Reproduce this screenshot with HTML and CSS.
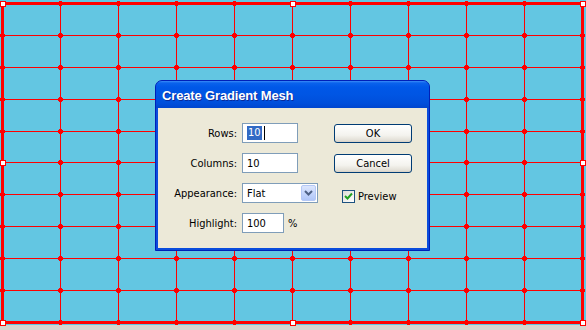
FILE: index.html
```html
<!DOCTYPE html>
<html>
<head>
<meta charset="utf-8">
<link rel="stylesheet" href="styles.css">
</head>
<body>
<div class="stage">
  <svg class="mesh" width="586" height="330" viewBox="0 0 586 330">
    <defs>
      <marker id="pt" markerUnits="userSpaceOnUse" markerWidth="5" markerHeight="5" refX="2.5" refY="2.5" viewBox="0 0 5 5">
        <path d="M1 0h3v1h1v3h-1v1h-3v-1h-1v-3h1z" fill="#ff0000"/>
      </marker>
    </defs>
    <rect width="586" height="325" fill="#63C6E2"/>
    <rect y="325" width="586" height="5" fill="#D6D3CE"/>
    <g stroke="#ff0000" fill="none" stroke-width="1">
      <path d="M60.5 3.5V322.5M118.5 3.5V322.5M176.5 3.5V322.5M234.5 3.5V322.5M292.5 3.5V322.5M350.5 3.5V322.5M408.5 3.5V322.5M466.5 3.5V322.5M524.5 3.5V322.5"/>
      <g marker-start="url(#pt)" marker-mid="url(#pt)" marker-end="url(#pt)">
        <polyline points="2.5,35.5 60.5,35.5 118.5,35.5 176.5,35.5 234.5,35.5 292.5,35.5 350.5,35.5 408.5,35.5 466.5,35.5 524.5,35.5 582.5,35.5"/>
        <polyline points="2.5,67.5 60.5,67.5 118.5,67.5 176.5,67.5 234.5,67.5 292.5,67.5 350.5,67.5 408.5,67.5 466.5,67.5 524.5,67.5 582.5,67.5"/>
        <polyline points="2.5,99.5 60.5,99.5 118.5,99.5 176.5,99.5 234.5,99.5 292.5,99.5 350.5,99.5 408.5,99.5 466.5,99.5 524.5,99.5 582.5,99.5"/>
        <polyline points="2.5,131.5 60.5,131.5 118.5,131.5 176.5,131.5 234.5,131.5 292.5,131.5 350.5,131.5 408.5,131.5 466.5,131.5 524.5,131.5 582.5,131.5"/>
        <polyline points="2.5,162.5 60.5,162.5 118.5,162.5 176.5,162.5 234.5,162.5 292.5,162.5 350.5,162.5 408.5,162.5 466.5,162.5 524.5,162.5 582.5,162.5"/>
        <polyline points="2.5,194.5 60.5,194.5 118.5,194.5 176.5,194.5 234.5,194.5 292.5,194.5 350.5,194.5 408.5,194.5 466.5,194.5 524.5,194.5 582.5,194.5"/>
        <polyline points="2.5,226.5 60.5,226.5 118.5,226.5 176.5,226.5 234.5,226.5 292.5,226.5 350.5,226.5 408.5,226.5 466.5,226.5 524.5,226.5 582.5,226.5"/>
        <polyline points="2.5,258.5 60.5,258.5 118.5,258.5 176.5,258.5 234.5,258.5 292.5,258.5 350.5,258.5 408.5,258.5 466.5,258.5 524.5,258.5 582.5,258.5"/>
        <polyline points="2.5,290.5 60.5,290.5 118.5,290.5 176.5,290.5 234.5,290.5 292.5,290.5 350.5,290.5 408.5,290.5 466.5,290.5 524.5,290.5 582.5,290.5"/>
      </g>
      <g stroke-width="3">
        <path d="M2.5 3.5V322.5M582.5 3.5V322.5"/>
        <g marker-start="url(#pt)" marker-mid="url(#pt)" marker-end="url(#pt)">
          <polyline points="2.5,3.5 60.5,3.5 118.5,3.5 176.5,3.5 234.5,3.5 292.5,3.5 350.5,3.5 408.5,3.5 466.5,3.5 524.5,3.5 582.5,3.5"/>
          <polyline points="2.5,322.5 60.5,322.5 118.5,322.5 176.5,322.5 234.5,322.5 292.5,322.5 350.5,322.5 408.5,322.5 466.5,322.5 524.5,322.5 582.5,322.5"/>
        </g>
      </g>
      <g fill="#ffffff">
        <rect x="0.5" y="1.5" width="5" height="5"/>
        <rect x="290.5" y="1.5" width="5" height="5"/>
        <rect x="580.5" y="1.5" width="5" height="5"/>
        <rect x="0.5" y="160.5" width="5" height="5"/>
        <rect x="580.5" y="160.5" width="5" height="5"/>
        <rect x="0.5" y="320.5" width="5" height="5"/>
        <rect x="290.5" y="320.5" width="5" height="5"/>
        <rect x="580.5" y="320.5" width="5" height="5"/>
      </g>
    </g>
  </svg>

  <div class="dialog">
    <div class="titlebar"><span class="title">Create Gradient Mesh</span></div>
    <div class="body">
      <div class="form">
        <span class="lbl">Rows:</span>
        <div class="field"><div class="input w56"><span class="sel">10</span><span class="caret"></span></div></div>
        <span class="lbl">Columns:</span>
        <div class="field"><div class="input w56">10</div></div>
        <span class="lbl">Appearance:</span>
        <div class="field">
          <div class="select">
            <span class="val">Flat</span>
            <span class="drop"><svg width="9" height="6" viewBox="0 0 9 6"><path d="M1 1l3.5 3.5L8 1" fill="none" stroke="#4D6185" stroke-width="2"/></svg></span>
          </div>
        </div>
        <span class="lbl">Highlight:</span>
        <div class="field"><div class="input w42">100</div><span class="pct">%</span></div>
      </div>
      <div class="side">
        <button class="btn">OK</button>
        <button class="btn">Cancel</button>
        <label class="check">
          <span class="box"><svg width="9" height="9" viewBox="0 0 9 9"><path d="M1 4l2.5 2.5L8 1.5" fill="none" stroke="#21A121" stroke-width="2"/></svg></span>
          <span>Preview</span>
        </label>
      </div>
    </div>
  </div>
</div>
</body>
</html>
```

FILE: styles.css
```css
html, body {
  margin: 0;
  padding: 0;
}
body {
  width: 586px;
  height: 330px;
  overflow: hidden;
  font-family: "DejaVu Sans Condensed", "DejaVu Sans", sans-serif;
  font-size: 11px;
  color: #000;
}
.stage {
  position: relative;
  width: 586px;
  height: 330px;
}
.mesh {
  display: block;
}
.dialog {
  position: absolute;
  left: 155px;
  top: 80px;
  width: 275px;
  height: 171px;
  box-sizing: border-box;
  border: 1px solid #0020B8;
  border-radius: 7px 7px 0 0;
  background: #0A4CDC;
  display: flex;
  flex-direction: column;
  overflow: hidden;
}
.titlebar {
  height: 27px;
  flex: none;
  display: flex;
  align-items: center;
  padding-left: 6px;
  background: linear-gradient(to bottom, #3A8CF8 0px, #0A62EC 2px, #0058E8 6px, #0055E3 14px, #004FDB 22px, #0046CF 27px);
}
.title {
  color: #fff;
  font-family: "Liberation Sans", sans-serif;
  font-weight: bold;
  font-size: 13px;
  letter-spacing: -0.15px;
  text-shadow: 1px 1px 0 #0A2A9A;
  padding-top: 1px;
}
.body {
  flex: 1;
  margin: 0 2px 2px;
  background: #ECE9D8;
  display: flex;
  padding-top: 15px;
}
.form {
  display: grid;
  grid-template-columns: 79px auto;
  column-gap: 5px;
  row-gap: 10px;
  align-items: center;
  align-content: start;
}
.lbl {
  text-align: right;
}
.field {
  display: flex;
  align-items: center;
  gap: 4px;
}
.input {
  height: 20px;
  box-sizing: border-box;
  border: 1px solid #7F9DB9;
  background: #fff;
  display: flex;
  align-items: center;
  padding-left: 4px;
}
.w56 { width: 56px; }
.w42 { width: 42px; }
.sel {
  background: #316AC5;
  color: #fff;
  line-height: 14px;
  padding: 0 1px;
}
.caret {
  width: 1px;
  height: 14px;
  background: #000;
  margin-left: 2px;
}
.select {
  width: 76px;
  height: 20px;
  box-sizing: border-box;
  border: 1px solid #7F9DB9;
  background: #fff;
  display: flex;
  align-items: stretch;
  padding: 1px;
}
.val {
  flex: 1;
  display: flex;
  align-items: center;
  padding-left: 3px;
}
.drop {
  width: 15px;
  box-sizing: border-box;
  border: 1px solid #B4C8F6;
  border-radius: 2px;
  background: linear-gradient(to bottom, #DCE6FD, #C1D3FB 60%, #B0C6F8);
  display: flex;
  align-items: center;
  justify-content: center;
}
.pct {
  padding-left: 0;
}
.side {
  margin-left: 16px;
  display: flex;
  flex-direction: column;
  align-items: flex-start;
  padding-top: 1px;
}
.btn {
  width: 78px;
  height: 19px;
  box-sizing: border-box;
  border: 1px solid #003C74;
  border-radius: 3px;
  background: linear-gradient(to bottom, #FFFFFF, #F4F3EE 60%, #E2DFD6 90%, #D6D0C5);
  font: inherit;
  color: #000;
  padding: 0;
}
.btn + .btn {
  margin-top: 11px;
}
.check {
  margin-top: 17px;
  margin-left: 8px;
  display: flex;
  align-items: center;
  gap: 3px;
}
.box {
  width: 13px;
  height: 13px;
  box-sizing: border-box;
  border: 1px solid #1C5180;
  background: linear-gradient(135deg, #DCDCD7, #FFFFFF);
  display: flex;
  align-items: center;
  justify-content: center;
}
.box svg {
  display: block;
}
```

===

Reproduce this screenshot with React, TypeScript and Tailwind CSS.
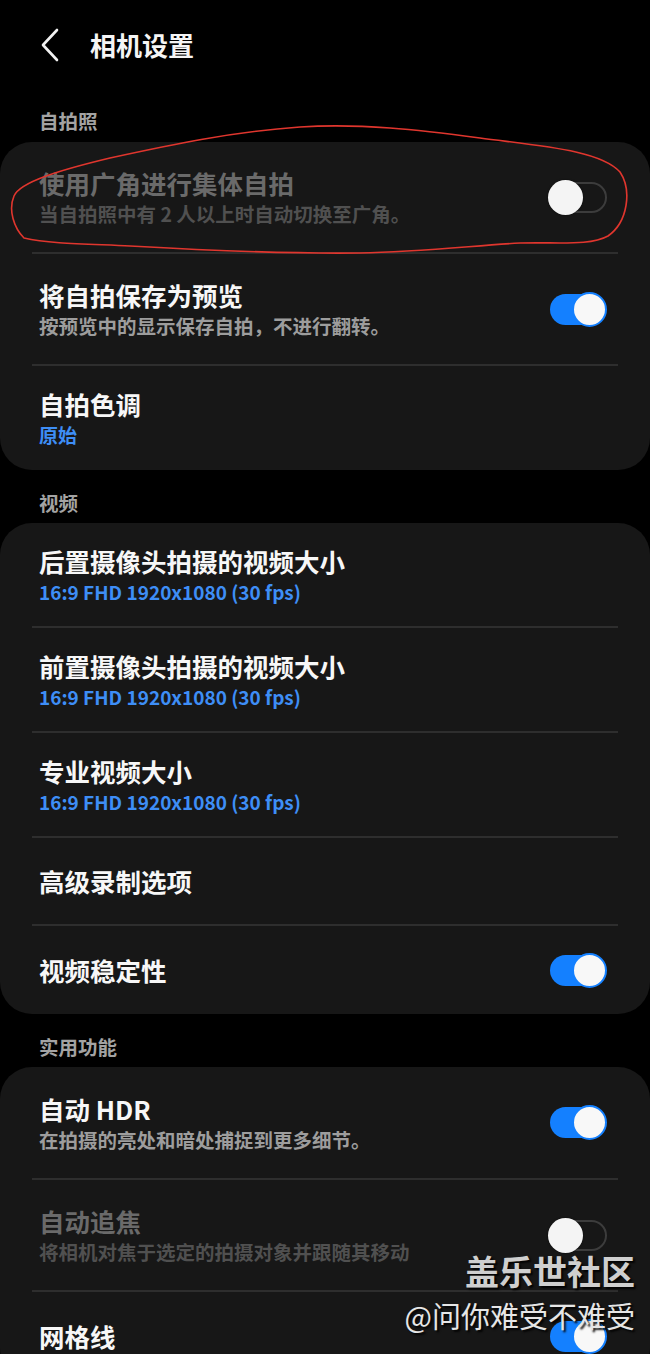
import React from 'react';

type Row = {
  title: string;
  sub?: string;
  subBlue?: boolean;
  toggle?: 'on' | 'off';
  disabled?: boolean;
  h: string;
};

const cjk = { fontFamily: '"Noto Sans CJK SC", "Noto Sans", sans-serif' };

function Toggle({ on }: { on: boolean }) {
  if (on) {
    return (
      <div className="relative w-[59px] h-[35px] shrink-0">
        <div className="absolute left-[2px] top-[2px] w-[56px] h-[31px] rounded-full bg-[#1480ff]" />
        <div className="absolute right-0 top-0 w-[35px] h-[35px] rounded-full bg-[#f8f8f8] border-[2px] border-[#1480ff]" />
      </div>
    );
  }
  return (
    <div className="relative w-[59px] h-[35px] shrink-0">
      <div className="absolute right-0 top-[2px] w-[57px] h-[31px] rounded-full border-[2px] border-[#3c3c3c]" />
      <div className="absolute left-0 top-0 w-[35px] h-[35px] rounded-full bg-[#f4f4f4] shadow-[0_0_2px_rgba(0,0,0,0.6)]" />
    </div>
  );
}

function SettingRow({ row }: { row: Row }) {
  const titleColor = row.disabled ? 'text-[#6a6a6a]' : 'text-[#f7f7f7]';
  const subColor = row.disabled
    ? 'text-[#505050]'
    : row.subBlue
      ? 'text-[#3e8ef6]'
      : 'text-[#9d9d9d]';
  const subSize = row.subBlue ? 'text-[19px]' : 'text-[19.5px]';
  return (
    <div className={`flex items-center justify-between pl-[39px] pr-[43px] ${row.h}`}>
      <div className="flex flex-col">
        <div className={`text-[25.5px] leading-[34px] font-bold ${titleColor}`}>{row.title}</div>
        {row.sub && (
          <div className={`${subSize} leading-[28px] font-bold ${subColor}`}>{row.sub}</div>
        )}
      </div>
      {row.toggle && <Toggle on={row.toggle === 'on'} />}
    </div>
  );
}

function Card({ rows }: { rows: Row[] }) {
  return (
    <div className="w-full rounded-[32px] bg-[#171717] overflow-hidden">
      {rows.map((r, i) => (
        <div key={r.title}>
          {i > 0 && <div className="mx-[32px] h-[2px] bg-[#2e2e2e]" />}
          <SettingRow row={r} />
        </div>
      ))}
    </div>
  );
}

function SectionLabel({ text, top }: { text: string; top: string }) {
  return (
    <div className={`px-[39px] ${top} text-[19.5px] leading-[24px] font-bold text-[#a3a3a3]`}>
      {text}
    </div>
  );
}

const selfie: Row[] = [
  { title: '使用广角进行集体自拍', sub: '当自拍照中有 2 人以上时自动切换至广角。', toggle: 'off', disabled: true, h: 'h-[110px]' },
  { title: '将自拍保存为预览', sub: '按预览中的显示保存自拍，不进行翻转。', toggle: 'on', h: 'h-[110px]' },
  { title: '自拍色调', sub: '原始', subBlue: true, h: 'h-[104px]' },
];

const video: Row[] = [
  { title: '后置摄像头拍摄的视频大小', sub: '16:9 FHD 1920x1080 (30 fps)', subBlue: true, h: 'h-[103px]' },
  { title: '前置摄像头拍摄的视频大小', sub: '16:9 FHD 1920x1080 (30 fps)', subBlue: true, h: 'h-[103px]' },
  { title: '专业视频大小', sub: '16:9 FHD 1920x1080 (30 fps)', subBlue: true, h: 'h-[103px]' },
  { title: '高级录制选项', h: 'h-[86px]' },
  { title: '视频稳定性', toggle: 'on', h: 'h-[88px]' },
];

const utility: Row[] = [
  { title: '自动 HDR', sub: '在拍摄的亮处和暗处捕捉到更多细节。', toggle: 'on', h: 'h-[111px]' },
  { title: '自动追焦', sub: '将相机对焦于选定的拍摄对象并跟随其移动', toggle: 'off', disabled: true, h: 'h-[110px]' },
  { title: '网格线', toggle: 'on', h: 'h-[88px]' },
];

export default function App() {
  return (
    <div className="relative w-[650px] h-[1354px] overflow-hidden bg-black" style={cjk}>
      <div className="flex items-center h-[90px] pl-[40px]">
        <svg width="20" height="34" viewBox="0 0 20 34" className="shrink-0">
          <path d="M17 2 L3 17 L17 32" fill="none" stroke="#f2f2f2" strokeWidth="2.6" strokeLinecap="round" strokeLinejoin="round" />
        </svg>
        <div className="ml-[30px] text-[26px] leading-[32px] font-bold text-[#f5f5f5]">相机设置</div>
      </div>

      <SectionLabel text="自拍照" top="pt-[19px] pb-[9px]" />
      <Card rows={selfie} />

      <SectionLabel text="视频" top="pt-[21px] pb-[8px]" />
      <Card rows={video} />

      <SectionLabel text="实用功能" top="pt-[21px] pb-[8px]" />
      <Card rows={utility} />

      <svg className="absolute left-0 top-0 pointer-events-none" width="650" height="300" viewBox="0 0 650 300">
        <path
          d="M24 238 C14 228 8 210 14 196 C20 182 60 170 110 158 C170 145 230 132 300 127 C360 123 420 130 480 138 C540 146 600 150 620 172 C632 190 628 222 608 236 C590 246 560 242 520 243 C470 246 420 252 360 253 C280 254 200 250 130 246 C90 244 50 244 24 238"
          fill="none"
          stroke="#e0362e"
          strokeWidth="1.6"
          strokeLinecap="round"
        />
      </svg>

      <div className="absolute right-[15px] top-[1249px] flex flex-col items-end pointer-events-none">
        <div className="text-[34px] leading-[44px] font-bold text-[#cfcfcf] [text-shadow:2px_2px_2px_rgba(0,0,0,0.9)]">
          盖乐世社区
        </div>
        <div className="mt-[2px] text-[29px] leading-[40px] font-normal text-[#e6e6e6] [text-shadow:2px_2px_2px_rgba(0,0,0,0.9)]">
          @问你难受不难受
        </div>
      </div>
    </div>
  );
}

===

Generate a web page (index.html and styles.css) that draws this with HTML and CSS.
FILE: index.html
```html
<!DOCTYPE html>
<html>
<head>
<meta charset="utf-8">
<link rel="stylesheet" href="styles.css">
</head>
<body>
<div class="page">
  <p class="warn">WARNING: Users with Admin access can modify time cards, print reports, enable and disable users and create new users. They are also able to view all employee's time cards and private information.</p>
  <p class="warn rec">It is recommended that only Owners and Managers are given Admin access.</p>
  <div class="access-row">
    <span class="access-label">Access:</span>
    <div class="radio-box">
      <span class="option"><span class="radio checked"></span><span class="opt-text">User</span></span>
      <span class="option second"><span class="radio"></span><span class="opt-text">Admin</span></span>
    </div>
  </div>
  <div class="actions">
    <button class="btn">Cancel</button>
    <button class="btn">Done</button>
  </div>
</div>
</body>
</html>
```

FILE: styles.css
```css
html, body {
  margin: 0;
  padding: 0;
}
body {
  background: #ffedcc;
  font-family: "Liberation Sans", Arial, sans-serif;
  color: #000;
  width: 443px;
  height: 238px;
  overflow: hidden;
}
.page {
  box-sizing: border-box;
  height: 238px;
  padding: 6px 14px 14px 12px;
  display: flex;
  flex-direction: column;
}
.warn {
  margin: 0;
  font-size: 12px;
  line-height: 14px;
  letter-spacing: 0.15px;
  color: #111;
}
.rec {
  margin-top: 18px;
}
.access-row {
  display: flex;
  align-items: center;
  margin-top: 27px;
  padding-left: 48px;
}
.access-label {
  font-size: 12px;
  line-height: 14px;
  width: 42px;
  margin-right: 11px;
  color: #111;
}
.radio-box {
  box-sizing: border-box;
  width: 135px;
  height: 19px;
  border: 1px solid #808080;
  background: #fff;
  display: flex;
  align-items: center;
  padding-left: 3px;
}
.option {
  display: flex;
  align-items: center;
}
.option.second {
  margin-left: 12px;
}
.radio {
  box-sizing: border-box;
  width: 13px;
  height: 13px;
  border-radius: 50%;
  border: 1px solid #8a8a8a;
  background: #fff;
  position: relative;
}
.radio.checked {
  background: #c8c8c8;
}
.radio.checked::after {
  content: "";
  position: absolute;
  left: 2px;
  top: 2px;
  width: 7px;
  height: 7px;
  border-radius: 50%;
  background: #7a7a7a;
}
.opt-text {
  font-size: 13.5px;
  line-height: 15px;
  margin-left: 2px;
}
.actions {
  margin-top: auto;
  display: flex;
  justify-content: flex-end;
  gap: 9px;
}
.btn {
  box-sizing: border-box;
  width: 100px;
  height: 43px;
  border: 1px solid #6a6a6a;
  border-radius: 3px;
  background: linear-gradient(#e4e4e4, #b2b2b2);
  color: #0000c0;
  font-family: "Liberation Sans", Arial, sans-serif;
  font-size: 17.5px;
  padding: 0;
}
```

===

BRIEF:
Locate all lines in the listing above with the word "this" and copy them.

EXPECTED OUTPUT:
Reproduce this screenshot with HTML and CSS.
Reproduce this screenshot with React, TypeScript and Tailwind CSS.
Generate a web page (index.html and styles.css) that draws this with HTML and CSS.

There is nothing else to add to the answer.